Best of the best

Celebrity chef and author Josh Emett. Photo: Stephen Jaquiery
Celebrity chef and author Josh Emett. Photo: Stephen Jaquiery
Josh Emett aimed to create a ‘‘bucket list’’ of recipes a home cook could make in their lifetime. Rebecca Fox discovers it became quite a mission.

Cooking a dish from recipes created by some of the top chefs in the world and publishing photographs of the dishes for the world to see did not come without some stress for celebrity chef Josh Emett.

''For them to allow me to cook and shoot their recipes I had to represent these chefs well. It was definitely an emotional experience.''

Copyright © Josh Emett
The Recipe, by Josh Emett with photography by Kieran E. Scott, published by Upstart Press, RRP $49.99.
Emett, who runs Rata and Madam Woo in Queenstown, is talking about his new cookbook The Recipe, which features recipes from 150 of the world's finest chefs and ranges from scrambled eggs to stuffed pig's trotter.
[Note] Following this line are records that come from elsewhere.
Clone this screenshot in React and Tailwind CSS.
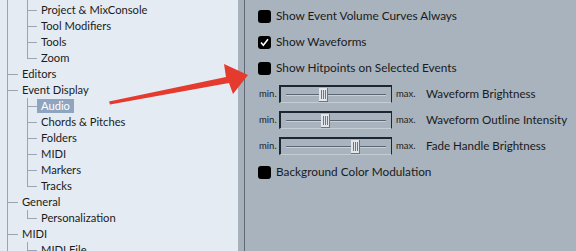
import React from "react";

const LINE = "border-[#9aa5b1]";

function Gutter({ last }) {
  return (
    <div className="flex w-[10px] flex-col self-stretch">
      <div className={`h-[9px] border-l border-b ${LINE}`} />
      <div className={`h-[7px] ${last ? "" : `border-l ${LINE}`}`} />
    </div>
  );
}

function Label({ children, selected }) {
  return (
    <span
      className={`flex h-[14px] items-center whitespace-nowrap px-[4px] leading-none ${
        selected ? "bg-[#8fa4bf] text-white" : "text-[#1b1b1b]"
      }`}
    >
      {children}
    </span>
  );
}

function TopRow({ children }) {
  return (
    <div className="flex h-4 items-center">
      <div className="flex h-4 w-[10px] flex-col">
        <div className={`h-[9px] border-b ${LINE}`} />
      </div>
      <Label>{children}</Label>
    </div>
  );
}

function Children({ items, selected, leadIn }) {
  return (
    <div className="ml-[19px] flex flex-col">
      {leadIn && <div className={`h-[2px] border-l ${LINE}`} />}
      {items.map((t, i) => (
        <div key={t} className="flex h-4 items-center">
          <Gutter last={i === items.length - 1} />
          <Label selected={t === selected}>{t}</Label>
        </div>
      ))}
    </div>
  );
}

function Check({ checked, label }) {
  return (
    <div className="flex h-[26px] items-center gap-[5px]">
      <div className="flex h-[13px] w-[13px] items-center justify-center rounded-[3px] bg-black">
        {checked && (
          <svg width="11" height="11" viewBox="0 0 11 11">
            <path d="M2 5.6 L4.3 8.3 L9 2.2" fill="none" stroke="white" strokeWidth="1.6" />
          </svg>
        )}
      </div>
      <span className="whitespace-nowrap text-[11.8px] text-[#1a1a1a]">{label}</span>
    </div>
  );
}

function Slider({ offset, label }) {
  return (
    <div className="flex h-[26px] items-center">
      <span className="w-[20px] pt-[1px] text-[9.5px] text-[#222]">min.</span>
      <div className="relative flex h-[18px] w-[113px] items-center border-t-2 border-l-2 border-r border-b border-[#1d2731] border-b-[#c4ccd4] px-[5px]">
        <div className="h-[2px] w-full border-t border-[#5a6673] border-b border-b-[#c8d0d8]" />
        <div
          className="absolute top-[1px] flex h-[14px] w-[9px] items-stretch justify-center gap-[1px] border-r border-b border-[#6b7580] bg-[#e2e6ea] px-[1px] py-[2px]"
          style={{ left: offset }}
        >
          <span className="w-px bg-[#6d7782]" />
          <span className="w-px bg-[#6d7782]" />
          <span className="w-px bg-[#6d7782]" />
        </div>
      </div>
      <span className="ml-[4px] w-[30px] pt-[1px] text-[9.5px] text-[#222]">max.</span>
      <span className="whitespace-nowrap text-[11.6px] text-[#1a1a1a]">{label}</span>
    </div>
  );
}

export default function App() {
  return (
    <div
      className="relative flex h-[251px] w-[576px] overflow-hidden bg-[#a8b3be]"
      style={{ fontFamily: 'Lato, "Noto Sans", sans-serif' }}
    >
      <div className="flex w-[238px] shrink-0 bg-[#e4ebf3] text-[11.2px]">
        <div className={`ml-[7px] flex flex-col border-l ${LINE}`}>
          <Children leadIn items={["Project & MixConsole", "Tool Modifiers", "Tools", "Zoom"]} />
          <TopRow>Editors</TopRow>
          <TopRow>Event Display</TopRow>
          <Children
            items={["Audio", "Chords & Pitches", "Folders", "MIDI", "Markers", "Tracks"]}
            selected="Audio"
          />
          <TopRow>General</TopRow>
          <Children items={["Personalization"]} />
          <TopRow>MIDI</TopRow>
          <Children items={["MIDI File"]} />
        </div>
      </div>
      <div className="w-[6px] shrink-0 bg-[#a6b1bc]" />
      <div className="w-px shrink-0 bg-[#5f6a76]" />
      <div className="flex flex-1 flex-col pl-[13px] pt-[3px]">
        <Check label="Show Event Volume Curves Always" />
        <Check checked label="Show Waveforms" />
        <Check label="Show Hitpoints on Selected Events" />
        <div className="pl-px">
          <Slider offset={38} label="Waveform Brightness" />
          <Slider offset={40} label="Waveform Outline Intensity" />
          <Slider offset={70} label="Fade Handle Brightness" />
        </div>
        <Check label="Background Color Modulation" />
      </div>
      <svg className="pointer-events-none absolute left-0 top-0" width="576" height="251">
        <polygon
          points="109,101.5 226,77 224,64 248,75 233,94 229,83 110,104.5"
          fill="#e53a2e"
        />
      </svg>
    </div>
  );
}
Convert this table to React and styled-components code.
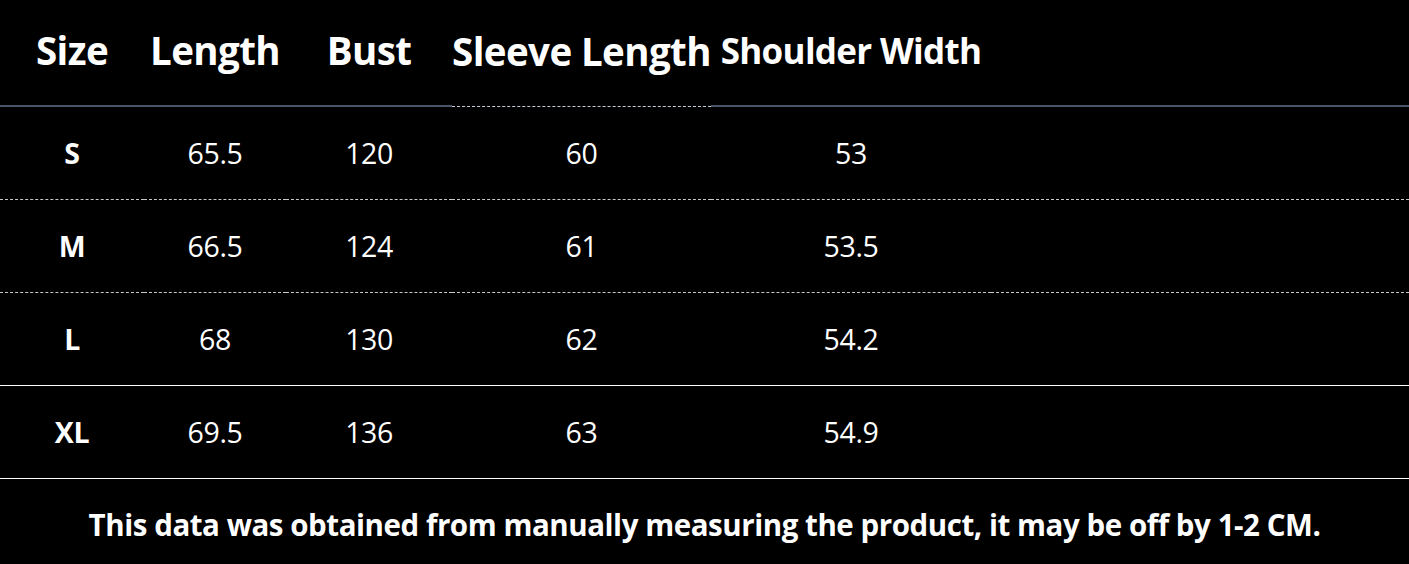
import React from 'react'
import styled, { createGlobalStyle } from 'styled-components'

const GlobalStyle = createGlobalStyle`
  html, body {
    margin: 0;
    padding: 0;
    background: #000;
  }
  body {
    font-family: "Open Sans", "Noto Sans", sans-serif;
    color: #fff;
  }
`

const Wrapper = styled.div`
  width: 1409px;
  height: 564px;
  background: #000;
  overflow: hidden;
`

const Grid = styled.div`
  display: grid;
  grid-template-columns: 144px 142px 166px 259px 280px 1fr;
`

const HeadCell = styled.div`
  height: 107px;
  box-sizing: border-box;
  display: flex;
  align-items: center;
  justify-content: center;
  padding-bottom: 5px;
  font-weight: 700;
  font-size: ${p => (p.small ? '35px' : '38.5px')};
  letter-spacing: ${p => (p.small ? '-0.7px' : '-0.6px')};
  white-space: nowrap;
  border-bottom: ${p => (p.dashed ? '1px dashed #c4ccd8' : '2px solid #4a5568')};
`

const Cell = styled.div`
  height: 93px;
  box-sizing: border-box;
  display: flex;
  align-items: center;
  justify-content: center;
  font-size: 28.5px;
  font-weight: ${p => (p.bold ? 700 : 400)};
  letter-spacing: -0.4px;
  border-bottom: 1px ${p => (p.line === 'dashed' ? 'dashed #c8c8c8' : 'solid #ffffff')};
`

const Note = styled.p`
  margin: 0;
  height: 85px;
  box-sizing: border-box;
  padding-top: 6px;
  display: flex;
  align-items: center;
  justify-content: center;
  font-size: 29.5px;
  font-weight: 700;
  letter-spacing: -0.45px;
`

const heads = ['Size', 'Length', 'Bust', 'Sleeve Length', 'Shoulder Width', '']

const rows = [
  ['S', '65.5', '120', '60', '53', 'dashed'],
  ['M', '66.5', '124', '61', '53.5', 'dashed'],
  ['L', '68', '130', '62', '54.2', 'solid'],
  ['XL', '69.5', '136', '63', '54.9', 'solid'],
]

export default function App() {
  return (
    <Wrapper>
      <GlobalStyle />
      <Grid>
        {heads.map((h, i) => (
          <HeadCell key={i} dashed={i === 3} small={i === 4}>{h}</HeadCell>
        ))}
        {rows.map(r => (
          <React.Fragment key={r[0]}>
            {r.slice(0, 5).map((v, i) => (
              <Cell key={i} bold={i === 0} line={r[5]}>{v}</Cell>
            ))}
            <Cell line={r[5]} />
          </React.Fragment>
        ))}
      </Grid>
      <Note>This data was obtained from manually measuring the product, it may be off by 1-2 CM.</Note>
    </Wrapper>
  )
}
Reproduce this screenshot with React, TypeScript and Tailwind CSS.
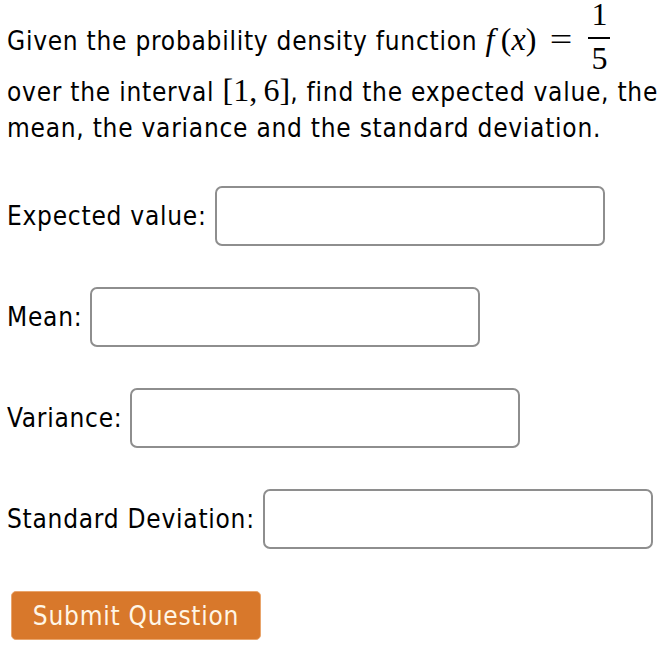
export default function App() {
  const math = "font-['Liberation_Serif','DejaVu_Serif',serif] text-[32px] leading-none tracking-normal";
  const box = "w-[390px] h-[60px] rounded-[7px] border-2 border-[#8e8e8e] bg-white";
  return (
    <div className="w-[665px] h-[645px] bg-white text-black font-['DejaVu_Sans_Condensed','DejaVu_Sans',sans-serif] text-[26px] tracking-[0.75px] overflow-hidden">
      <div className="pl-[7px] pt-[1px] leading-[36px]">
        <div className="whitespace-nowrap">
          Given the probability density function{" "}
          <span className={math}>
            <i>f</i>&thinsp;(<i>x</i>)<span className="inline-block w-[16px]"></span>
            <span className="inline-block scale-x-125">=</span>
            <span className="inline-block w-[18px]"></span>
            <span className="inline-flex flex-col items-center align-[25px]">
              <span className="leading-[26px] pb-[10px] px-[2px]">1</span>
              <span className="h-[2px] w-[22px] bg-black"></span>
              <span className="leading-[26px] pt-[6px]">5</span>
            </span>
          </span>
        </div>
        <div className="mt-[3px] whitespace-nowrap">
          over the interval <span className={math}>[1,&thinsp;6]</span>, find the expected value, the
        </div>
        <div className="whitespace-nowrap">mean, the variance and the standard deviation.</div>
      </div>

      <div className="pl-[7px] mt-[40px] flex flex-col gap-[41px]">
        <div className="flex items-center gap-[8px]">
          <span>Expected value:</span>
          <div className={box}></div>
        </div>
        <div className="flex items-center gap-[8px]">
          <span>Mean:</span>
          <div className={box}></div>
        </div>
        <div className="flex items-center gap-[8px]">
          <span>Variance:</span>
          <div className={box}></div>
        </div>
        <div className="flex items-center gap-[8px]">
          <span>Standard Deviation:</span>
          <div className={box}></div>
        </div>
      </div>

      <div className="pl-[11px] mt-[42px]">
        <button className="w-[250px] h-[49px] rounded-[5px] bg-[#d8782b] border border-[#e9a56c] text-[#fff6e6] text-[26px] leading-none flex items-center justify-center">
          Submit Question
        </button>
      </div>
    </div>
  );
}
He called on friends and contacts from his many years in the business - including more than 10 years with Gordon Ramsay and working under Marcus Wareing at London's Savoy Grill - to ask chefs to supply a recipe for his book.

His aim was to create a ''food bible'' of the world's classic dishes made by top chefs. The chefs got to select from the list or contribute one of their own, one that resonated with them or they were known for.

''They had to represent food well.''

Emett ended up with 350 dishes from celebrity chefs such as Ramsay, Nigel Slater, Martha Stewart, Al Brown, Peter Gordon and Ray McVinnie as well as the ''cheffy chefs'' Daniel Alvarez, David Chang and Pierre Herme.

''These are idols; legends in the industry.

''It put me under some pressure. There were a lot of late nights and early mornings.''

As he made the recipes, he made note of tips and tricks to help home cooks make the dish, such as pan size, timing or how to use an ingredient.

''The type of things that if you get wrong, can send you sidweays.''

It has taken about two years to complete the book.

''It's an essential kitchen tool. It's been made to be beaten up and used in daily life, whether it's for a dinner party or to make breakfast.''

Emett hopes the cookbook will inspire cooks of all levels.

With the book behind him, Emett was looking to shoot ''a bit of stuff for TV'' relating to the book and engaging with some of the chefs who contributed.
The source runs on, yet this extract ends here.